Task to carry out —
Write out the records beneath this line exactly as they appear, minus any images.

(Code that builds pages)
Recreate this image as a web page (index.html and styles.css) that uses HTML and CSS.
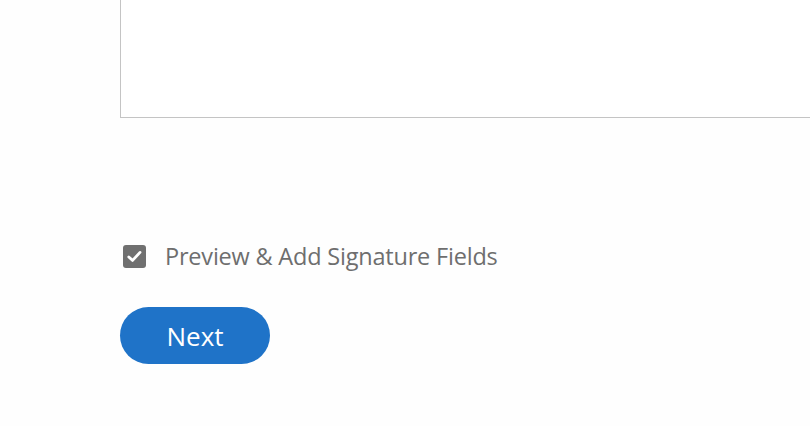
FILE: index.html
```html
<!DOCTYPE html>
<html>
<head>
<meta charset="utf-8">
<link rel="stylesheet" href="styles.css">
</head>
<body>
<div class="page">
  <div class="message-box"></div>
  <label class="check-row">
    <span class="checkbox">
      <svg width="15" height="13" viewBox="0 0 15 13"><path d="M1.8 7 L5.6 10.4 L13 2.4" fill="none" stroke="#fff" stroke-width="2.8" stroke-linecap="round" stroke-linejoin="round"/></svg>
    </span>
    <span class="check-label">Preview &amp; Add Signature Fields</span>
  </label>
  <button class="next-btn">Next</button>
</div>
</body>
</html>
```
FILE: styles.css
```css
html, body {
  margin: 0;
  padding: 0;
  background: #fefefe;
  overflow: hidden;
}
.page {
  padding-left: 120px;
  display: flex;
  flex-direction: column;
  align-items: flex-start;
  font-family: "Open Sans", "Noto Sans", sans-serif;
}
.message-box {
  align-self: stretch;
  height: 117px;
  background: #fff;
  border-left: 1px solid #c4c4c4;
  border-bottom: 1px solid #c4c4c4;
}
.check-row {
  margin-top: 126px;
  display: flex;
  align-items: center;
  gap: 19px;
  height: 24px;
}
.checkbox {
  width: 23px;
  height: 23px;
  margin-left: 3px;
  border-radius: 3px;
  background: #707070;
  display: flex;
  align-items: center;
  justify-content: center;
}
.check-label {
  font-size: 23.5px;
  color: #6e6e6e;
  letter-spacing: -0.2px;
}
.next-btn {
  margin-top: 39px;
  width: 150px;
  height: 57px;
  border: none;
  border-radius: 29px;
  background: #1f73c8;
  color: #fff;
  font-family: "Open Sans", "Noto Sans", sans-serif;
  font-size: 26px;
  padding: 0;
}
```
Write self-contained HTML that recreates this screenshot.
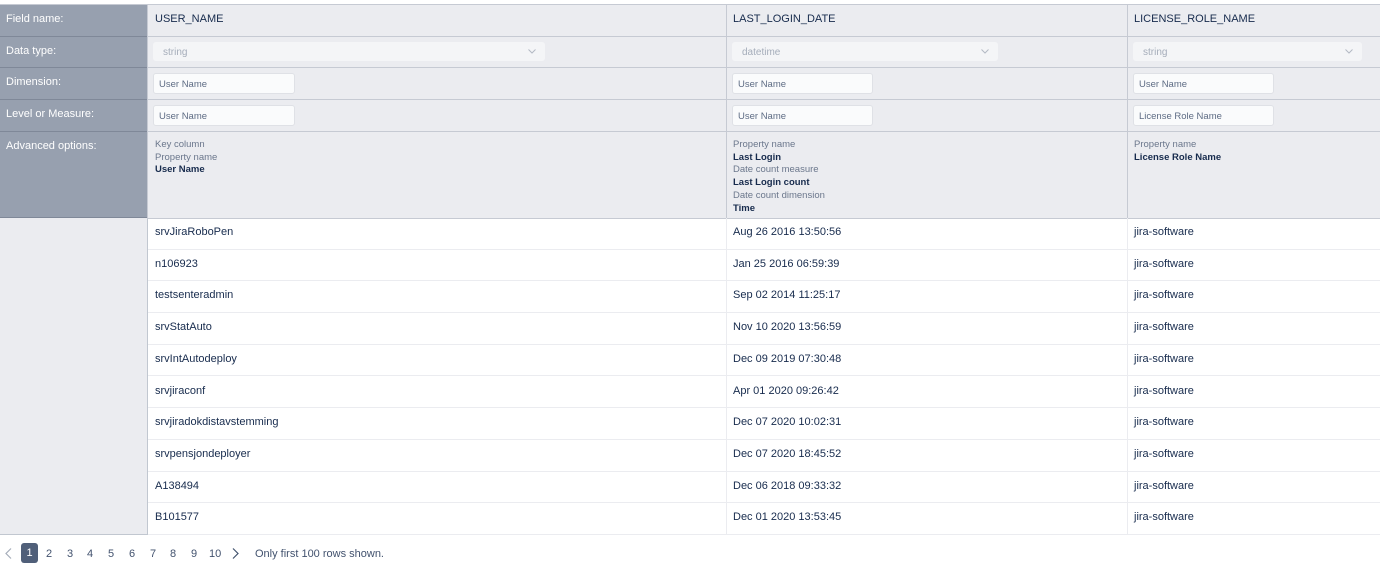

The solution —
Recreate this image as a web page (index.html and styles.css) that uses HTML and CSS.
FILE: index.html
```html
<!DOCTYPE html>
<html>
<head>
<meta charset="utf-8">
<link rel="stylesheet" href="styles.css">
</head>
<body>
<div class="page">
  <div class="message-box"></div>
  <label class="check-row">
    <span class="checkbox">
      <svg width="15" height="13" viewBox="0 0 15 13"><path d="M1.8 7 L5.6 10.4 L13 2.4" fill="none" stroke="#fff" stroke-width="2.8" stroke-linecap="round" stroke-linejoin="round"/></svg>
    </span>
    <span class="check-label">Preview &amp; Add Signature Fields</span>
  </label>
  <button class="next-btn">Next</button>
</div>
</body>
</html>
```
FILE: styles.css
```css
html, body {
  margin: 0;
  padding: 0;
  background: #fefefe;
  overflow: hidden;
}
.page {
  padding-left: 120px;
  display: flex;
  flex-direction: column;
  align-items: flex-start;
  font-family: "Open Sans", "Noto Sans", sans-serif;
}
.message-box {
  align-self: stretch;
  height: 117px;
  background: #fff;
  border-left: 1px solid #c4c4c4;
  border-bottom: 1px solid #c4c4c4;
}
.check-row {
  margin-top: 126px;
  display: flex;
  align-items: center;
  gap: 19px;
  height: 24px;
}
.checkbox {
  width: 23px;
  height: 23px;
  margin-left: 3px;
  border-radius: 3px;
  background: #707070;
  display: flex;
  align-items: center;
  justify-content: center;
}
.check-label {
  font-size: 23.5px;
  color: #6e6e6e;
  letter-spacing: -0.2px;
}
.next-btn {
  margin-top: 39px;
  width: 150px;
  height: 57px;
  border: none;
  border-radius: 29px;
  background: #1f73c8;
  color: #fff;
  font-family: "Open Sans", "Noto Sans", sans-serif;
  font-size: 26px;
  padding: 0;
}
```
Write self-contained HTML that recreates this screenshot.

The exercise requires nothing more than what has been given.